Nick Gillespie, Reason
One of the perks of working as a journalist, particularly at Reason (which covers a wide variety of cultural and political topics, and usually from what's considered an alternative point of view), is that you end up in odd situations your younger self could never have imagined.
For me, I think about moments such as interviewing Edward Snowden via Skype in front of several hundred Free State Project people up in New Hampshire. Or about driving south from Reason's headquarters in Los Angeles to Chapman University in Orange, California, to spend an afternoon shooting the bull with Nobel Prize-winning economist Vernon Smith, who cast his first presidential vote in 1948 (for the Socialist Norman Thomas!), and could thus discourse via personal experience the differences between the Great Depression and the Great Recession ("I remember the '30s like it was yesterday"). Then there was the time some colleagues and I trundled over from Washington to Baltimore to interview David Simon, the creator of one of the most-revered TV series of all time, The Wire. We were going to talk his less well-received show, Treme, and because he is a self-declared socialist who had gotten increasingly fed up with libertarians liking his work (The Wire is one of the most unyielding depictions of how drug prohibition shreds all the social fabric), he had stipulated that we wouldn't talk about "politics." Which was fine by me, though he immediately started talking about politics and in the first couple of minutes of the interview threatened to get up and not come back (given that we were in his office, that might have been pretty great). After the interview was posted and a big, nasty, online back-and-forth, he literally told me to lose his number.

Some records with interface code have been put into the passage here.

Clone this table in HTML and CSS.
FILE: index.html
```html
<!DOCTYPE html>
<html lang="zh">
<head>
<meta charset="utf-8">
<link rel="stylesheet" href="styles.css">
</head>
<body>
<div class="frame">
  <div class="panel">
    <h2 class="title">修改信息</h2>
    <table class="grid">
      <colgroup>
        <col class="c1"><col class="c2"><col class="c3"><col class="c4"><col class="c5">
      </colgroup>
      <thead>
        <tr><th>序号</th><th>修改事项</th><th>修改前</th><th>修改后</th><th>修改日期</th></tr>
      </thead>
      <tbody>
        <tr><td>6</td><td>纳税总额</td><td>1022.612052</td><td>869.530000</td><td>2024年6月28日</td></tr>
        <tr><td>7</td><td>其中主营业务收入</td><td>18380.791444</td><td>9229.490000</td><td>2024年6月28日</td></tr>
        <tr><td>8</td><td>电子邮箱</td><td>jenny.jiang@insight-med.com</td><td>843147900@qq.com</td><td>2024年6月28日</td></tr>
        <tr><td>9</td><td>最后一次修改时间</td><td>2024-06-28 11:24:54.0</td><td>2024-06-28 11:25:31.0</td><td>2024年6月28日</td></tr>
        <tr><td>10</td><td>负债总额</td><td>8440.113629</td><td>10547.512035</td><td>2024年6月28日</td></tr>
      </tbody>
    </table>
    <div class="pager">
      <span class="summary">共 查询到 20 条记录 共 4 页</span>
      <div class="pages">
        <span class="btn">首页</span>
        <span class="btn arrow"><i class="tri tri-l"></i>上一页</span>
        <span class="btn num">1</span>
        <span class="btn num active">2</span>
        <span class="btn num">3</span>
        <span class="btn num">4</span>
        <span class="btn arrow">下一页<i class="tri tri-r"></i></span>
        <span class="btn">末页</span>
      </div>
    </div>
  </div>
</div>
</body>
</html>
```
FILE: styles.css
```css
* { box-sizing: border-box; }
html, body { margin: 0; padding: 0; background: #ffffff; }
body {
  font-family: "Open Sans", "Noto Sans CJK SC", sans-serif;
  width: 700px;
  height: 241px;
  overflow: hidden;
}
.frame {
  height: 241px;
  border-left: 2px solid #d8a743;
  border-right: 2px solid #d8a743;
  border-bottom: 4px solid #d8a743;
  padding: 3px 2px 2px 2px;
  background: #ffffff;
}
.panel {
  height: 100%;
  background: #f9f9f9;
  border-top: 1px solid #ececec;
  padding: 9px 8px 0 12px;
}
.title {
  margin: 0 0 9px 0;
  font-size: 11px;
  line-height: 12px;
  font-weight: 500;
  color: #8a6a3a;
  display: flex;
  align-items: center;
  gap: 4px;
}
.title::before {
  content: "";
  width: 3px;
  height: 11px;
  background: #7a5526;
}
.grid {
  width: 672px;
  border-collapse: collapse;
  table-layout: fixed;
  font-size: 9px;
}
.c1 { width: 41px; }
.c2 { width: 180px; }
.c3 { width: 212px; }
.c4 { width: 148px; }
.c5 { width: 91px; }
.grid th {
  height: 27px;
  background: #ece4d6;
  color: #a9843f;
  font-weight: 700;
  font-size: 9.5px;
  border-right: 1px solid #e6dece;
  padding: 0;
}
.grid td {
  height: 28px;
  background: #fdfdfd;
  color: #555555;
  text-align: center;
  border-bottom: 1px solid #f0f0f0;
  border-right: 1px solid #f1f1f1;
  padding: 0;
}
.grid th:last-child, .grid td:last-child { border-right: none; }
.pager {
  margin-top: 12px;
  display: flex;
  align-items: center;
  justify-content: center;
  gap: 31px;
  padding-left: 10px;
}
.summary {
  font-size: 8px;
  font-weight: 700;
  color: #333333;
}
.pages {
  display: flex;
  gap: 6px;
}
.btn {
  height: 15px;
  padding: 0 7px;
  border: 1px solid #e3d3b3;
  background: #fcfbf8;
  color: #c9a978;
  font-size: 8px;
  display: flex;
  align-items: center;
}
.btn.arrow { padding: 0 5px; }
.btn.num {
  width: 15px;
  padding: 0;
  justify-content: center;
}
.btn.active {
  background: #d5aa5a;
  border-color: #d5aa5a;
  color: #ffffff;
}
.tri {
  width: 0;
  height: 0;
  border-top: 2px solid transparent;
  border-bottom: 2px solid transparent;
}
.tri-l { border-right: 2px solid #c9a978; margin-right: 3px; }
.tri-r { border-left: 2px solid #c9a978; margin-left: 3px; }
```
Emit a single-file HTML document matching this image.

And so it was that I found myself a few Saturdays ago attending a press event sponsored by the personal lubricant company Astroglide that was dedicated to publicizing and closing "the orgasm gap." That's the company's term for what it says is the difference in how often men and women have orgasms during sex. According to Astroglide's research, 80 percent of women have faked an orgasm and 95 percent of heterosexual men report regularly having an orgasm during sex while just 65 percent of heterosexual women do. The company also cites a study that concludes using a lubricant during sex was associated "with significantly higher reports of sexual pleasure and satisfaction."
At New York's posh Soho Grand Hotel, women clad in purple fake-fur jackets emblazoned with the slogan "Fake Fur, Not Orgasms" wandered around handing out product samples and fake tattoos ("Fake Tattoos, Not Orgasms"), but the main attraction was Dr. Angela Jones, a "brand ambassador" for Astroglide. Jones is an M.D. who talked frankly, funnily, and forthrightly about everything related to sex. A married, black lesbian originally from the Midwest who used IVF to have a child, Jones bills herself as "everybody's favorite OB/GYN" and who's going to disagree? She cracked wise—"forget about the wage gap, focus on the orgasm gap" is a sample line—but also substantively about how so many individuals and couples simply refuse to have the sorts of conversations that will allow them to explore who they are and what they want, not just in relation to sex but so many other parts of their lives.
Her rap had nothing to do with politics per se, but it was a frankly libertarian approach to self-fulfillment that made me wonder about larger questions of social progress. We live in an age of outrage in which virtually everybody, from the president on down, is constantly flipping out about how awful and unfair virtually everything is. There are indeed a multitude of petty and grand injustices in the world, but isn't it also true that many, maybe most, things are much, much better than they used to be? We're phenomenally wealthy compared to just a few generations ago, and more equal across race, gender, and ethnicity. We're more peaceful, long-lived, and free in most important ways. This is, of course, the thesis of Steven Pinker's Enlightenment Now and he and other believers in progress (such as Reason's own Ronald Bailey) routinely get roasted for suggesting improvements in the psychic and material well-being of humans.
With that in mind, I asked Dr. Angela whether the sexual revolution and the general loosening-up of American culture hadn't at least made it easier to talk about sex? Sure, she said. But echoing one of the event's slogans, she noted that life is still too short to fake it. Which is true enough—and not just about sex.